Tomar is still a proponent of equality across genders in Indian villages, and has led to many young girls taking up shooting in her hometown.

Tomar has seven siblings. Her sister Rekha is also a shooter. Prakashi also runs a shooting range in the village where many girls come to learn shooting.

== Career ==

Seema Tomar started with shooting the air rifle in 2004, but later switched to the shotgun event. She currently specializes in Trap shooting.

2010 was a milestone in Seema Tomar's career when she won a Silver Medal in 2010 ISSF World Cup.

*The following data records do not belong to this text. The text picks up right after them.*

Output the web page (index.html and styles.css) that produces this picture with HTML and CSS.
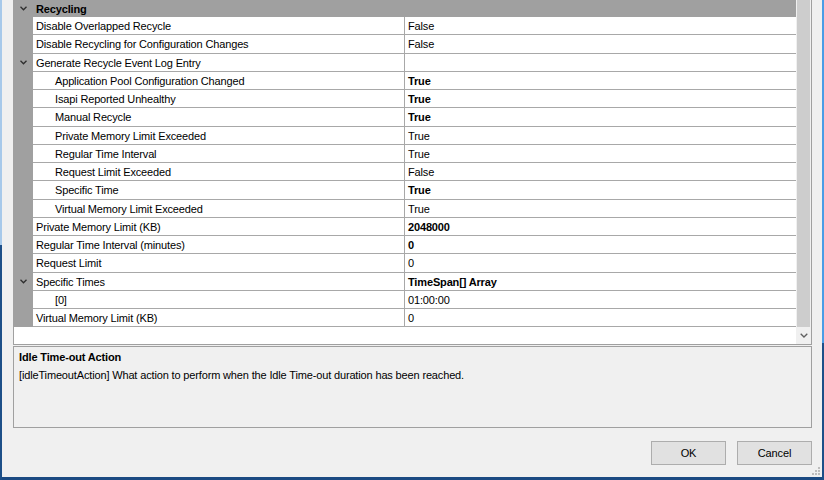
FILE: index.html
```html
<!DOCTYPE html>
<html>
<head>
<meta charset="utf-8">
<link rel="stylesheet" href="styles.css">
</head>
<body>
<div class="frame">
  <div class="dialog">
    <div class="grid">
      <div class="list">
        <div class="cat">
          <div class="m"><svg class="chev" width="7" height="5" viewBox="0 0 7 5"><path d="M0.5 0.8 L3.5 3.8 L6.5 0.8"/></svg></div>
          <div class="cat-name">Recycling</div>
        </div>
        <div class="row"><div class="m"></div><div class="name">Disable Overlapped Recycle</div><div class="val">False</div></div>
        <div class="row"><div class="m"></div><div class="name">Disable Recycling for Configuration Changes</div><div class="val">False</div></div>
        <div class="row"><div class="m"><svg class="chev" width="7" height="5" viewBox="0 0 7 5"><path d="M0.5 0.8 L3.5 3.8 L6.5 0.8"/></svg></div><div class="name">Generate Recycle Event Log Entry</div><div class="val"></div></div>
        <div class="row"><div class="m"></div><div class="name sub">Application Pool Configuration Changed</div><div class="val b">True</div></div>
        <div class="row"><div class="m"></div><div class="name sub">Isapi Reported Unhealthy</div><div class="val b">True</div></div>
        <div class="row"><div class="m"></div><div class="name sub">Manual Recycle</div><div class="val b">True</div></div>
        <div class="row"><div class="m"></div><div class="name sub">Private Memory Limit Exceeded</div><div class="val">True</div></div>
        <div class="row"><div class="m"></div><div class="name sub">Regular Time Interval</div><div class="val">True</div></div>
        <div class="row"><div class="m"></div><div class="name sub">Request Limit Exceeded</div><div class="val">False</div></div>
        <div class="row"><div class="m"></div><div class="name sub">Specific Time</div><div class="val b">True</div></div>
        <div class="row"><div class="m"></div><div class="name sub">Virtual Memory Limit Exceeded</div><div class="val">True</div></div>
        <div class="row"><div class="m"></div><div class="name">Private Memory Limit (KB)</div><div class="val b">2048000</div></div>
        <div class="row"><div class="m"></div><div class="name">Regular Time Interval (minutes)</div><div class="val b">0</div></div>
        <div class="row"><div class="m"></div><div class="name">Request Limit</div><div class="val">0</div></div>
        <div class="row"><div class="m"><svg class="chev" width="7" height="5" viewBox="0 0 7 5"><path d="M0.5 0.8 L3.5 3.8 L6.5 0.8"/></svg></div><div class="name">Specific Times</div><div class="val b">TimeSpan[] Array</div></div>
        <div class="row"><div class="m"></div><div class="name sub">[0]</div><div class="val">01:00:00</div></div>
        <div class="row"><div class="m"></div><div class="name">Virtual Memory Limit (KB)</div><div class="val">0</div></div>
        <div class="filler"></div>
      </div>
      <div class="scrollbar">
        <div class="thumb"></div>
        <div class="arrow"><svg width="8" height="5" viewBox="0 0 8 5"><path d="M0.7 0.7 L4 4 L7.3 0.7"/></svg></div>
      </div>
    </div>
    <div class="desc">
      <div class="desc-title">Idle Time-out Action</div>
      <div class="desc-text">[idleTimeoutAction] What action to perform when the Idle Time-out duration has been reached.</div>
    </div>
    <div class="buttons">
      <div class="btn">OK</div>
      <div class="btn">Cancel</div>
    </div>
    <svg class="grip" width="8" height="8" viewBox="0 0 8 8">
      <rect x="6" y="0" width="2" height="2"/>
      <rect x="3" y="3" width="2" height="2"/>
      <rect x="6" y="3" width="2" height="2"/>
      <rect x="0" y="6" width="2" height="2"/>
      <rect x="3" y="6" width="2" height="2"/>
      <rect x="6" y="6" width="2" height="2"/>
    </svg>
  </div>
</div>
</body>
</html>
```
FILE: styles.css
```css
html, body {
  margin: 0;
  padding: 0;
}
body {
  width: 824px;
  height: 480px;
  overflow: hidden;
  font-family: "Liberation Sans", Arial, sans-serif;
  font-size: 11px;
  letter-spacing: -0.15px;
  color: #000;
}
.frame {
  box-sizing: border-box;
  width: 824px;
  height: 480px;
  padding: 0 2px 3px 2px;
  background:
    linear-gradient(to bottom, #a7c9ea 0, #a7c9ea 245px, #1d4f88 245px) left top / 2px 100% no-repeat,
    linear-gradient(to bottom, #4a9de6 0, #4a9de6 343px, #1d4f88 343px) right top / 2px 100% no-repeat,
    #1b4a82;
}
.dialog {
  position: relative;
  box-sizing: border-box;
  height: 100%;
  background: #f0f0f0;
  padding: 0 10px 0 11px;
  display: flex;
  flex-direction: column;
}
.grid {
  box-sizing: border-box;
  height: 345px;
  flex: none;
  display: flex;
  border: 1px solid #a0a0a0;
  border-top: none;
  background: #fff;
}
.list {
  flex: 1;
  display: flex;
  flex-direction: column;
}
.cat {
  height: 17px;
  flex: none;
  display: flex;
  align-items: center;
  background: #a0a0a0;
}
.m {
  width: 19px;
  flex: none;
  align-self: stretch;
  display: flex;
  align-items: center;
  padding-left: 6px;
  box-sizing: border-box;
  background: #a0a0a0;
}
.chev path {
  fill: none;
  stroke: #2e2e2e;
  stroke-width: 1.3;
}
.cat-name {
  font-weight: bold;
  padding-left: 3px;
}
.row {
  height: 18.25px;
  flex: none;
  display: flex;
}
.name, .val {
  box-sizing: border-box;
  border-bottom: 1px solid #a8a8a8;
  display: flex;
  align-items: center;
  padding-top: 1px;
  white-space: nowrap;
  overflow: hidden;
}
.name {
  width: 372px;
  flex: none;
  padding-left: 3px;
  border-right: 1px solid #a8a8a8;
}
.name.sub {
  padding-left: 22px;
}
.val {
  flex: 1;
  padding-left: 3px;
}
.val.b {
  font-weight: bold;
}
.filler {
  flex: 1;
}
.scrollbar {
  width: 15px;
  flex: none;
  background: #f0f0f0;
  display: flex;
  flex-direction: column;
}
.thumb {
  height: 327px;
  margin: 0 1px;
  background: #cdcdcd;
  flex: none;
}
.arrow {
  flex: 1;
  display: flex;
  align-items: center;
  justify-content: center;
}
.arrow path {
  fill: none;
  stroke: #606060;
  stroke-width: 1.3;
}
.desc {
  box-sizing: border-box;
  height: 82px;
  flex: none;
  margin-top: 1px;
  border: 1px solid #a0a0a0;
  padding: 2px 5px 0 5px;
}
.desc-title {
  font-weight: bold;
  line-height: 16px;
}
.desc-text {
  line-height: 16px;
  margin-top: 2px;
}
.buttons {
  margin-top: 13px;
  display: flex;
  justify-content: flex-end;
  gap: 11px;
}
.btn {
  box-sizing: border-box;
  width: 75px;
  height: 24px;
  background: #e1e1e1;
  border: 1px solid #adadad;
  display: flex;
  align-items: center;
  justify-content: center;
}
.grip {
  position: absolute;
  right: 2px;
  bottom: 2px;
}
.grip rect {
  fill: #bdbdbd;
}
```
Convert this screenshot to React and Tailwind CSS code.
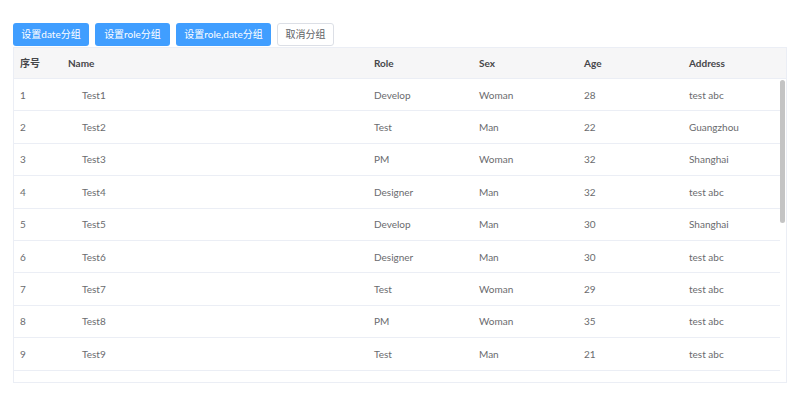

In 2014, Tomar won two golds at the Asian Shotgun Championships held in the United Arab Emirates in November 2014.

==Medals==

- Silver Medal- ISSF World Cup held at England (Dorset), 2010 in Trap Event.
- Bronze Medal- Asian Clay Shooting Championships held at Bangkok, 2010 in Trap event (Team).
- Gold Medal- 53rd National Shooting Championships held at Patiala, 2009 in Trap event.
- Silver medal- 53rd National Shooting Championships held at Patiala, 2009 in Double Trap event.
- Bronze Medal- Asian Clay Shooting Championships held at Kazakhstan, 2009 in Trap event (Team).
- Gold medal- 52nd National Shooting Championships held at Jaipur, 2008 in Trap event.
- Gold medal- 51st National Shooting Championships held at Jaipur, 2007 in Trap event.
- Silver medal- Asian Shooting Championships held at Jaipur, 2007 in Double Trap event.
- Gold medal- 50th National Shooting Championships held at Delhi, 2006 in Double Trap event.
- Gold medal- 49th National Shooting Championships held at Hyderabad, 2005 in Double Trap event.
- Silver medal- 48th National Shooting Championships held at Delhi, 2004 in 12 Bore Double Trap event.
- Gold medal- 47th National Shooting Championships held at Hyderabad, 2003 in 12 Bore trap event.

===Other events===

- Commonwealth Games held at New Delhi- 2010.
- ISSF World Cup held at England (Dorset) – 2010.
- ISSF World Cup held at Mexico-2010.
- Asian Clay Shooting Championship held at Bangkok – 2010.
- Asian Clay Shooting Championship held at Kazakhstan- 2009.
- 53rd National Shooting Championship held at Patiala- 2009.
- ISSF World Cup held at United States- 2008.
- ISSF World Cup held in China- 2008.
- 52nd National Shooting Championship held at Jaipur- 2008.
- Asian Shooting Championship held at Jaipur- 2007.
- ISSF World Cup held at Slovenia- 2007.
- ISSF World Cup held in Italy- 2007.
- 51st National Shooting Championship held at Jaipur- 2007.
- ISSF World Cup held in Egypt- 2006.
- ISSF World Cup held at United States- 2006.
- ISSF World Cup held in China- 2006.
- 50th National Shooting Championship held at Delhi – 2006.
- 49th National Shooting Championship held at Hyderabad – 2005.
- 48th National Shooting Championship held at Delhi – 2004.
- 47th National Shooting Championship held at Hyderabad – 2003.